# INSTRUCTIONS FOR THE TASK
Leave out the pictures and reproduce all of the data exactly.

# DATA PROVIDED
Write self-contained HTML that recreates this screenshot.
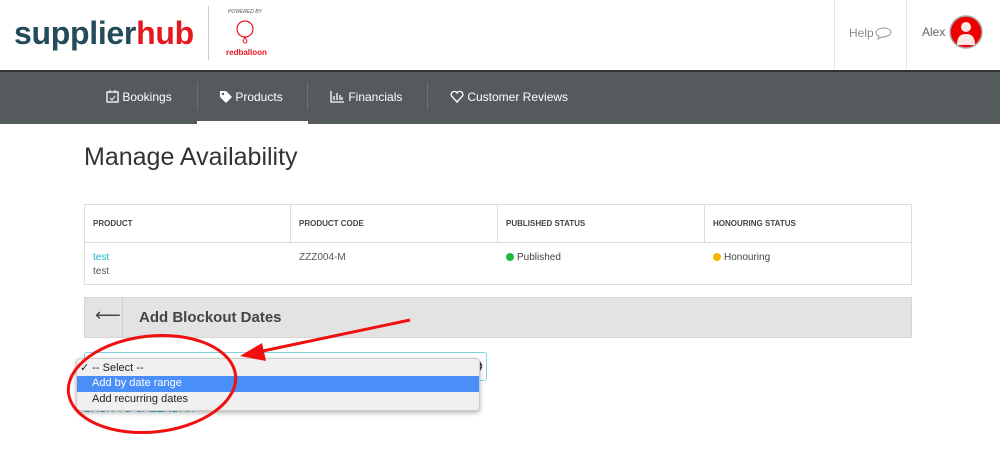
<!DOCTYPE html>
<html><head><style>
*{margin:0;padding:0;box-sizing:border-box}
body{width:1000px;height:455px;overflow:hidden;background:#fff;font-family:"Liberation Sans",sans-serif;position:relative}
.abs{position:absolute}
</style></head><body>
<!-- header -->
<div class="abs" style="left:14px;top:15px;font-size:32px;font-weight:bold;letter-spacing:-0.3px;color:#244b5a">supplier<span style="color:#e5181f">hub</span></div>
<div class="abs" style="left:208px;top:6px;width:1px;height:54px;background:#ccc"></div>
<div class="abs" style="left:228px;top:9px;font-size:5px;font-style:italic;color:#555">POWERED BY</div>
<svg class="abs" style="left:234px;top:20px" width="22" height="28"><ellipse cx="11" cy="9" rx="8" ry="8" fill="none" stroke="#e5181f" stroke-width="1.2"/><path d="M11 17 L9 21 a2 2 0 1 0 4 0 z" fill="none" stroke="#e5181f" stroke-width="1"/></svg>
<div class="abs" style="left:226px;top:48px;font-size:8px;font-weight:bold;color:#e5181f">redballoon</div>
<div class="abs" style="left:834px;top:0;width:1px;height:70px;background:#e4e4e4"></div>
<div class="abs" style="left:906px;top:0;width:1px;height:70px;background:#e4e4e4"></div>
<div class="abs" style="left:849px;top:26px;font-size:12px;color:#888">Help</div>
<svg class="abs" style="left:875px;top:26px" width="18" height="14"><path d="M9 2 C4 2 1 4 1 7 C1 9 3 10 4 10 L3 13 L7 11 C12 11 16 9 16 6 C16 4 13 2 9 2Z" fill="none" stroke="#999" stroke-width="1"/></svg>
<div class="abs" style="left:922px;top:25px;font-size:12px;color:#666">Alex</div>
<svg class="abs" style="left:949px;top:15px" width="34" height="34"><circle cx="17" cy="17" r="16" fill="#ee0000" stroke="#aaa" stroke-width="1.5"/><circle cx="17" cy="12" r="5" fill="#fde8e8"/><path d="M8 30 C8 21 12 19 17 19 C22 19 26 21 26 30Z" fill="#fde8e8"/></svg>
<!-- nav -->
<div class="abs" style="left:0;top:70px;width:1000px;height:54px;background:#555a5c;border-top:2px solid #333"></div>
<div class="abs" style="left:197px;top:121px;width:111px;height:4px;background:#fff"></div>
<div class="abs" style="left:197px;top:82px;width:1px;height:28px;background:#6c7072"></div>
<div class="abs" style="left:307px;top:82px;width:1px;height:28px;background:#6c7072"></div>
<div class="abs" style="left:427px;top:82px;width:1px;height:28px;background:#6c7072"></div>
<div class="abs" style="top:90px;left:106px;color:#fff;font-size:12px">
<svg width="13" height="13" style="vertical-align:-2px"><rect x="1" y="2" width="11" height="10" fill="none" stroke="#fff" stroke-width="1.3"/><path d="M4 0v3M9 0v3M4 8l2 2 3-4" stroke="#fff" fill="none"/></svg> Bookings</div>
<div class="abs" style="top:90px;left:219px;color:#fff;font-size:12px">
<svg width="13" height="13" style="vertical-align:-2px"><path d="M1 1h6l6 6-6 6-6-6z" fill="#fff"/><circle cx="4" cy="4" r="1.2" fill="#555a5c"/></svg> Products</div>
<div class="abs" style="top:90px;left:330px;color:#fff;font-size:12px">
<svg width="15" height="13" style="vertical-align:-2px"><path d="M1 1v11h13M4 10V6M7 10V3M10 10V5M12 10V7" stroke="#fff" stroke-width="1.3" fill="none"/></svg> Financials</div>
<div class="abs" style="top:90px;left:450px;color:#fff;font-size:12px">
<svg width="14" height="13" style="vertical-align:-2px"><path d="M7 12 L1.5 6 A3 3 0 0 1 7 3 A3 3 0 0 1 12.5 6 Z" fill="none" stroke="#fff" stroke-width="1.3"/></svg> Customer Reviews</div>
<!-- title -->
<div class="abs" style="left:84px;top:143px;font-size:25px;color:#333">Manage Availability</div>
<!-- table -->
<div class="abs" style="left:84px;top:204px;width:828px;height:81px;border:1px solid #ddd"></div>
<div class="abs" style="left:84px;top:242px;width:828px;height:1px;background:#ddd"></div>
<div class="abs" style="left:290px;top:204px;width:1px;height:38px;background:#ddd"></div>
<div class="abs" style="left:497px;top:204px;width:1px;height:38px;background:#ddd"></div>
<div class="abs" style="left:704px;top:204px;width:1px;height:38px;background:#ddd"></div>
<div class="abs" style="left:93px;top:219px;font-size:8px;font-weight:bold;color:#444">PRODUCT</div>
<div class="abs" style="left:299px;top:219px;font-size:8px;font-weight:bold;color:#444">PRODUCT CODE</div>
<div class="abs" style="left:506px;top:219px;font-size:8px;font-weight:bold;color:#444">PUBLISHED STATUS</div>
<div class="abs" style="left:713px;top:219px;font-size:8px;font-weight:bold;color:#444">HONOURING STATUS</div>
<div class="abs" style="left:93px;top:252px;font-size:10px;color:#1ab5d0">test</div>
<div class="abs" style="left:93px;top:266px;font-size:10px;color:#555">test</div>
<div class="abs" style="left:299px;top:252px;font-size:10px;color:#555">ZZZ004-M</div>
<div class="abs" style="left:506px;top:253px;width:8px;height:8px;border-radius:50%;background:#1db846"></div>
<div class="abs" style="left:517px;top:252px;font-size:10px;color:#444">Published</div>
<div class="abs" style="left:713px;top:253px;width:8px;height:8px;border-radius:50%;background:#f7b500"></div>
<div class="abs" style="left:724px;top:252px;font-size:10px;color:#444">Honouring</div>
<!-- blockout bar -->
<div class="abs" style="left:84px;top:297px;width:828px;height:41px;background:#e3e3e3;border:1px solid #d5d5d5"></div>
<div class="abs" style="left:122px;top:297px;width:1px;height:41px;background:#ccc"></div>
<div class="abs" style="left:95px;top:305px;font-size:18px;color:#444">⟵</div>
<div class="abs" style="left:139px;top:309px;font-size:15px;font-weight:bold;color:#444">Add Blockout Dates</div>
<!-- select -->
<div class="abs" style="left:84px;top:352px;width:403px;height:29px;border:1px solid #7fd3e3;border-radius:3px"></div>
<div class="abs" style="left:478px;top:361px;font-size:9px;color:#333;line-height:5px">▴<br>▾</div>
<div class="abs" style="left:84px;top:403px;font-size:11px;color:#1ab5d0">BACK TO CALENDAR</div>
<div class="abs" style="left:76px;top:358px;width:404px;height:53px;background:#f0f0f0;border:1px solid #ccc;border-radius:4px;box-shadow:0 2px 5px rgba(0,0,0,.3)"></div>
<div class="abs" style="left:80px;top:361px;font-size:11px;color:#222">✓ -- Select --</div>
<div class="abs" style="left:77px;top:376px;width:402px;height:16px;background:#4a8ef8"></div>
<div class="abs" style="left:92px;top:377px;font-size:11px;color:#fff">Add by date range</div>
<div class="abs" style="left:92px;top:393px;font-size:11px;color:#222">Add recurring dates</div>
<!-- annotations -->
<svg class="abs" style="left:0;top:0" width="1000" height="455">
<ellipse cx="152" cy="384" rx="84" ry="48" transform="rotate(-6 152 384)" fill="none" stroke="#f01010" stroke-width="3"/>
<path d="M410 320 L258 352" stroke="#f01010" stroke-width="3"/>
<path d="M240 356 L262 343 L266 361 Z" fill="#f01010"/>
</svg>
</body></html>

# PROBLEM SOLUTION
Write self-contained HTML that recreates this screenshot.
<!DOCTYPE html>
<html><head><style>
*{margin:0;padding:0;box-sizing:border-box}
body{width:1000px;height:455px;overflow:hidden;background:#fff;font-family:"Liberation Sans",sans-serif;position:relative}
.abs{position:absolute}
</style></head><body>
<!-- header -->
<div class="abs" style="left:14px;top:15px;font-size:32px;font-weight:bold;letter-spacing:-0.3px;color:#244b5a">supplier<span style="color:#e5181f">hub</span></div>
<div class="abs" style="left:208px;top:6px;width:1px;height:54px;background:#ccc"></div>
<div class="abs" style="left:228px;top:9px;font-size:5px;font-style:italic;color:#555">POWERED BY</div>
<svg class="abs" style="left:234px;top:20px" width="22" height="28"><ellipse cx="11" cy="9" rx="8" ry="8" fill="none" stroke="#e5181f" stroke-width="1.2"/><path d="M11 17 L9 21 a2 2 0 1 0 4 0 z" fill="none" stroke="#e5181f" stroke-width="1"/></svg>
<div class="abs" style="left:226px;top:48px;font-size:8px;font-weight:bold;color:#e5181f">redballoon</div>
<div class="abs" style="left:834px;top:0;width:1px;height:70px;background:#e4e4e4"></div>
<div class="abs" style="left:906px;top:0;width:1px;height:70px;background:#e4e4e4"></div>
<div class="abs" style="left:849px;top:26px;font-size:12px;color:#888">Help</div>
<svg class="abs" style="left:875px;top:26px" width="18" height="14"><path d="M9 2 C4 2 1 4 1 7 C1 9 3 10 4 10 L3 13 L7 11 C12 11 16 9 16 6 C16 4 13 2 9 2Z" fill="none" stroke="#999" stroke-width="1"/></svg>
<div class="abs" style="left:922px;top:25px;font-size:12px;color:#666">Alex</div>
<svg class="abs" style="left:949px;top:15px" width="34" height="34"><circle cx="17" cy="17" r="16" fill="#ee0000" stroke="#aaa" stroke-width="1.5"/><circle cx="17" cy="12" r="5" fill="#fde8e8"/><path d="M8 30 C8 21 12 19 17 19 C22 19 26 21 26 30Z" fill="#fde8e8"/></svg>
<!-- nav -->
<div class="abs" style="left:0;top:70px;width:1000px;height:54px;background:#555a5c;border-top:2px solid #333"></div>
<div class="abs" style="left:197px;top:121px;width:111px;height:4px;background:#fff"></div>
<div class="abs" style="left:197px;top:82px;width:1px;height:28px;background:#6c7072"></div>
<div class="abs" style="left:307px;top:82px;width:1px;height:28px;background:#6c7072"></div>
<div class="abs" style="left:427px;top:82px;width:1px;height:28px;background:#6c7072"></div>
<div class="abs" style="top:90px;left:106px;color:#fff;font-size:12px">
<svg width="13" height="13" style="vertical-align:-2px"><rect x="1" y="2" width="11" height="10" fill="none" stroke="#fff" stroke-width="1.3"/><path d="M4 0v3M9 0v3M4 8l2 2 3-4" stroke="#fff" fill="none"/></svg> Bookings</div>
<div class="abs" style="top:90px;left:219px;color:#fff;font-size:12px">
<svg width="13" height="13" style="vertical-align:-2px"><path d="M1 1h6l6 6-6 6-6-6z" fill="#fff"/><circle cx="4" cy="4" r="1.2" fill="#555a5c"/></svg> Products</div>
<div class="abs" style="top:90px;left:330px;color:#fff;font-size:12px">
<svg width="15" height="13" style="vertical-align:-2px"><path d="M1 1v11h13M4 10V6M7 10V3M10 10V5M12 10V7" stroke="#fff" stroke-width="1.3" fill="none"/></svg> Financials</div>
<div class="abs" style="top:90px;left:450px;color:#fff;font-size:12px">
<svg width="14" height="13" style="vertical-align:-2px"><path d="M7 12 L1.5 6 A3 3 0 0 1 7 3 A3 3 0 0 1 12.5 6 Z" fill="none" stroke="#fff" stroke-width="1.3"/></svg> Customer Reviews</div>
<!-- title -->
<div class="abs" style="left:84px;top:143px;font-size:25px;color:#333">Manage Availability</div>
<!-- table -->
<div class="abs" style="left:84px;top:204px;width:828px;height:81px;border:1px solid #ddd"></div>
<div class="abs" style="left:84px;top:242px;width:828px;height:1px;background:#ddd"></div>
<div class="abs" style="left:290px;top:204px;width:1px;height:38px;background:#ddd"></div>
<div class="abs" style="left:497px;top:204px;width:1px;height:38px;background:#ddd"></div>
<div class="abs" style="left:704px;top:204px;width:1px;height:38px;background:#ddd"></div>
<div class="abs" style="left:93px;top:219px;font-size:8px;font-weight:bold;color:#444">PRODUCT</div>
<div class="abs" style="left:299px;top:219px;font-size:8px;font-weight:bold;color:#444">PRODUCT CODE</div>
<div class="abs" style="left:506px;top:219px;font-size:8px;font-weight:bold;color:#444">PUBLISHED STATUS</div>
<div class="abs" style="left:713px;top:219px;font-size:8px;font-weight:bold;color:#444">HONOURING STATUS</div>
<div class="abs" style="left:93px;top:252px;font-size:10px;color:#1ab5d0">test</div>
<div class="abs" style="left:93px;top:266px;font-size:10px;color:#555">test</div>
<div class="abs" style="left:299px;top:252px;font-size:10px;color:#555">ZZZ004-M</div>
<div class="abs" style="left:506px;top:253px;width:8px;height:8px;border-radius:50%;background:#1db846"></div>
<div class="abs" style="left:517px;top:252px;font-size:10px;color:#444">Published</div>
<div class="abs" style="left:713px;top:253px;width:8px;height:8px;border-radius:50%;background:#f7b500"></div>
<div class="abs" style="left:724px;top:252px;font-size:10px;color:#444">Honouring</div>
<!-- blockout bar -->
<div class="abs" style="left:84px;top:297px;width:828px;height:41px;background:#e3e3e3;border:1px solid #d5d5d5"></div>
<div class="abs" style="left:122px;top:297px;width:1px;height:41px;background:#ccc"></div>
<div class="abs" style="left:95px;top:305px;font-size:18px;color:#444">⟵</div>
<div class="abs" style="left:139px;top:309px;font-size:15px;font-weight:bold;color:#444">Add Blockout Dates</div>
<!-- select -->
<div class="abs" style="left:84px;top:352px;width:403px;height:29px;border:1px solid #7fd3e3;border-radius:3px"></div>
<div class="abs" style="left:478px;top:361px;font-size:9px;color:#333;line-height:5px">▴<br>▾</div>
<div class="abs" style="left:84px;top:403px;font-size:11px;color:#1ab5d0">BACK TO CALENDAR</div>
<div class="abs" style="left:76px;top:358px;width:404px;height:53px;background:#f0f0f0;border:1px solid #ccc;border-radius:4px;box-shadow:0 2px 5px rgba(0,0,0,.3)"></div>
<div class="abs" style="left:80px;top:361px;font-size:11px;color:#222">✓ -- Select --</div>
<div class="abs" style="left:77px;top:376px;width:402px;height:16px;background:#4a8ef8"></div>
<div class="abs" style="left:92px;top:377px;font-size:11px;color:#fff">Add by date range</div>
<div class="abs" style="left:92px;top:393px;font-size:11px;color:#222">Add recurring dates</div>
<!-- annotations -->
<svg class="abs" style="left:0;top:0" width="1000" height="455">
<ellipse cx="152" cy="384" rx="84" ry="48" transform="rotate(-6 152 384)" fill="none" stroke="#f01010" stroke-width="3"/>
<path d="M410 320 L258 352" stroke="#f01010" stroke-width="3"/>
<path d="M240 356 L262 343 L266 361 Z" fill="#f01010"/>
</svg>
</body></html>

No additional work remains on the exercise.